Disgraced lobbyist Jack Abramoff puts former beneficiaries of his fundraising work in the crosshairs in his new book, up to and including former North Dakota Senator Byron Dorgan:
He takes a shot at Byron Dorgan, the former Democratic senator from North Dakota: “Byron Dorgan railed against the ‘cesspool of greed’ surrounding my practice. I guess it wasn’t a cesspool when he had his hand out to take over $75,000 in campaign contributions from our team and clients.”
Dorgan fires back:
“He’s probably pretty upset with me because I helped lead the investigation that helped send him to prison.” The former senator told The Huffington Post that he never met Abramoff and never took any money from him. And though Dorgan said he did receive some money from tribal donors, the record shows that Abramoff steered Native American money away from Democrats, not toward them.
“He was both a liar and thief,” Dorgan said. “What we do know is that he was corrupt. That’s what we do know. For him to allege corruption of others is pretty Byzantine.”

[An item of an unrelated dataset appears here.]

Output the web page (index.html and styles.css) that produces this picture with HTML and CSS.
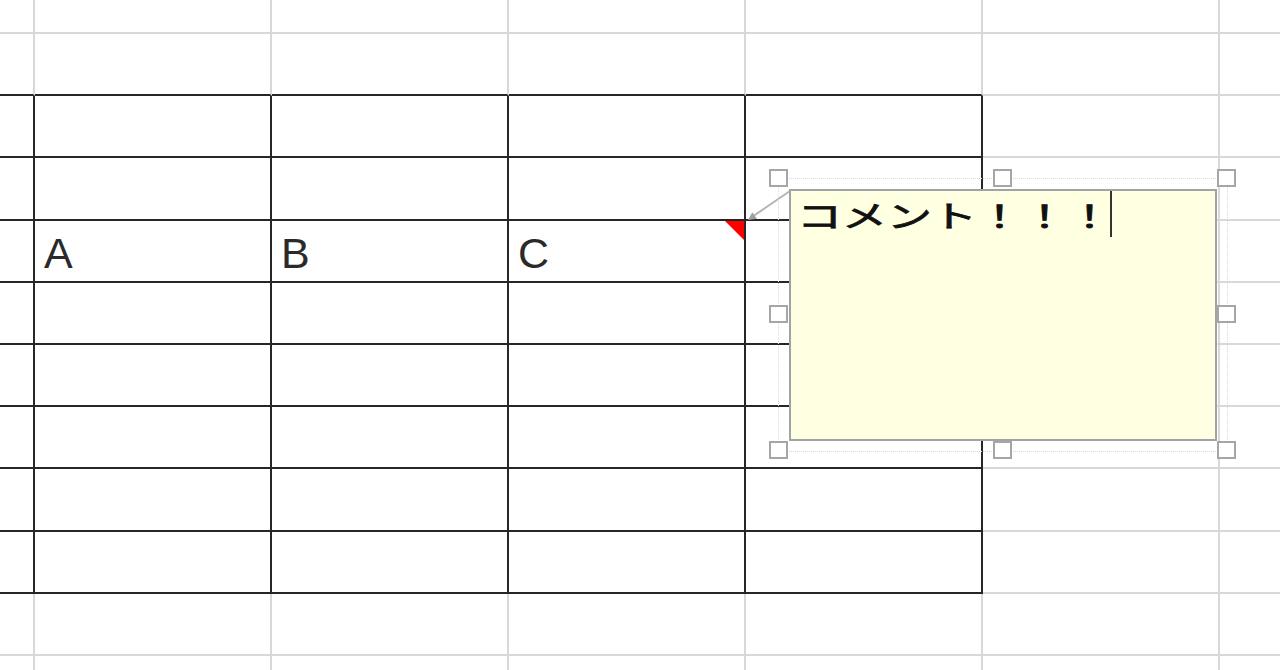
FILE: index.html
```html
<!DOCTYPE html>
<html lang="ja">
<head>
    <meta charset="UTF-8">
    <meta name="viewport" content="width=device-width, initial-scale=1.0">
    <title>Sheet1</title>
    <link rel="stylesheet" href="styles.css">
</head>
<body>
<div class="sheet">
  <div class="row"><div class="c"></div><div class="c"></div><div class="c"></div><div class="c"></div><div class="c"></div><div class="c"></div><div class="c"></div></div>
  <div class="row"><div class="c bb"></div><div class="c bb"></div><div class="c bb"></div><div class="c bb"></div><div class="c bb"></div><div class="c"></div><div class="c"></div></div>
  <div class="row"><div class="c bb br"></div><div class="c bb br"></div><div class="c bb br"></div><div class="c bb br"></div><div class="c bb br"></div><div class="c"></div><div class="c"></div></div>
  <div class="row"><div class="c bb br"></div><div class="c bb br"></div><div class="c bb br"></div><div class="c bb br"></div><div class="c bb br"></div><div class="c"></div><div class="c"></div></div>
  <div class="row"><div class="c bb br"></div><div class="c bb br">A</div><div class="c bb br">B</div><div class="c bb br noted">C</div><div class="c bb br"></div><div class="c"></div><div class="c"></div></div>
  <div class="row"><div class="c bb br"></div><div class="c bb br"></div><div class="c bb br"></div><div class="c bb br"></div><div class="c bb br"></div><div class="c"></div><div class="c"></div></div>
  <div class="row"><div class="c bb br"></div><div class="c bb br"></div><div class="c bb br"></div><div class="c bb br"></div><div class="c bb br"></div><div class="c"></div><div class="c"></div></div>
  <div class="row"><div class="c bb br"></div><div class="c bb br"></div><div class="c bb br"></div><div class="c bb br"></div><div class="c bb br"></div><div class="c"></div><div class="c"></div></div>
  <div class="row"><div class="c bb br"></div><div class="c bb br"></div><div class="c bb br"></div><div class="c bb br"></div><div class="c bb br"></div><div class="c"></div><div class="c"></div></div>
  <div class="row"><div class="c bb br"></div><div class="c bb br"></div><div class="c bb br"></div><div class="c bb br"></div><div class="c bb br"></div><div class="c"></div><div class="c"></div></div>
  <div class="row"><div class="c"></div><div class="c"></div><div class="c"></div><div class="c"></div><div class="c"></div><div class="c"></div><div class="c"></div></div>
  <div class="row"><div class="c"></div><div class="c"></div><div class="c"></div><div class="c"></div><div class="c"></div><div class="c"></div><div class="c"></div></div>
</div>

<!-- leader line from the note to its cell -->
<svg class="leader" width="56" height="40" viewBox="0 0 56 40">
  <line x1="50" y1="6" x2="12" y2="32" stroke="#b4b4b4" stroke-width="2"/>
  <polygon points="8,35 16.9,33.8 12.3,27.2" fill="#a0a0a0"/>
</svg>

<div class="note-frame">
  <div class="note"><span class="note-text">コメント！！！</span><span class="caret"></span></div>
  <span class="handle h-tl"></span>
  <span class="handle h-tc"></span>
  <span class="handle h-tr"></span>
  <span class="handle h-ml"></span>
  <span class="handle h-mr"></span>
  <span class="handle h-bl"></span>
  <span class="handle h-bc"></span>
  <span class="handle h-br"></span>
</div>
</body>
</html>
```

FILE: styles.css
```css
body{
  margin: 0;
  background: #fff;
  position: relative;
}

.sheet{
  width: 1280px;
  height: 670px;
  overflow: hidden;
  display: grid;
  grid-template-columns: 35px repeat(6, 237px);
  grid-template-rows: 34px repeat(11, 62.2px);
}
.row{
  display: contents;
}
.c{
  box-sizing: border-box;
  border-right: 2px solid #d8d8d8;
  border-bottom: 2px solid #d8d8d8;
  font-family: "Liberation Sans", Arial, sans-serif;
  font-size: 43px;
  line-height: 1;
  color: #2a2a2a;
  display: flex;
  align-items: flex-end;
  padding: 0 0 6px 9px;
}
/* ruled range */
.c.bb{
  border-bottom-color: #262626;
}
.c.br{
  border-right-color: #262626;
}

/* comment indicator */
.noted{
  position: relative;
}
.noted::after{
  content: "";
  position: absolute;
  top: 0;
  right: 0;
  width: 0;
  height: 0;
  border-top: 19px solid #f00;
  border-left: 19px solid transparent;
}

.leader{
  position: absolute;
  left: 740px;
  top: 185px;
}

.note-frame{
  position: absolute;
  left: 778px;
  top: 178px;
  width: 450px;
  height: 274px;
  box-sizing: border-box;
  padding: 10px;
  border: 1px dotted #dadada;
}
.note{
  box-sizing: border-box;
  width: 100%;
  height: 100%;
  background: #ffffe1;
  border: 2px solid #a3a3a3;
  padding: 0 0 0 6px;
  line-height: 46px;
  white-space: nowrap;
}
/* wide gothic look of the note font */
.note-text{
  display: inline-block;
  vertical-align: top;
  font-family: "Noto Sans CJK JP", sans-serif;
  font-size: 30px;
  color: #111;
  -webkit-text-stroke: 0.8px #111;
  transform: scaleX(1.5);
  transform-origin: 0 0;
}
.caret{
  display: inline-block;
  width: 2px;
  height: 46px;
  background: #333;
  vertical-align: top;
  margin-left: 103px;
}

.handle{
  position: absolute;
  width: 19px;
  height: 18px;
  box-sizing: border-box;
  border: 2px solid #a6a6a6;
  background: #fff;
  margin: -10px 0 0 -10px;
}
.h-tl{ left: 0; top: 0; }
.h-tc{ left: 50%; top: 0; }
.h-tr{ left: 100%; top: 0; }
.h-ml{ left: 0; top: 50%; }
.h-mr{ left: 100%; top: 50%; }
.h-bl{ left: 0; top: 100%; }
.h-bc{ left: 50%; top: 100%; }
.h-br{ left: 100%; top: 100%; }
```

I’ve always found Dorgan’s claim that he never met Abramoff to be a little suspect. Maybe the two never did meet face to face, but Dorgan certainly got favors from Abramoff. The $73,000 in contributions directed at Dorgan from Abramoff clients is one thing (Dorgan was one of the top recipients of Abramoff contributions), as is Dorgan’s use of Abramoff’s suite at the MCI Center for a fundraiser as reported by the Washington Post in 2005:
In March 2001, Dorgan held a fundraising event during a hockey game in a skybox leased by an Abramoff company at MCI Center. But the senator said he believed that the box was controlled by Greenberg Traurig. The event was organized by Smith, the Democratic fundraiser, he added.
“I was unaware that Abramoff was involved,” Dorgan said.
Dorgan got tens of thousands of dollars in contributions from Abramoff clients, which Abramoff himself says he directed, and he held a swanky fundraiser at Abramoff’s suite.
But Dorgan totally didn’t know about Abramoff’s involvement in all that.
If you believe that, I’ve got a bridge to sell you.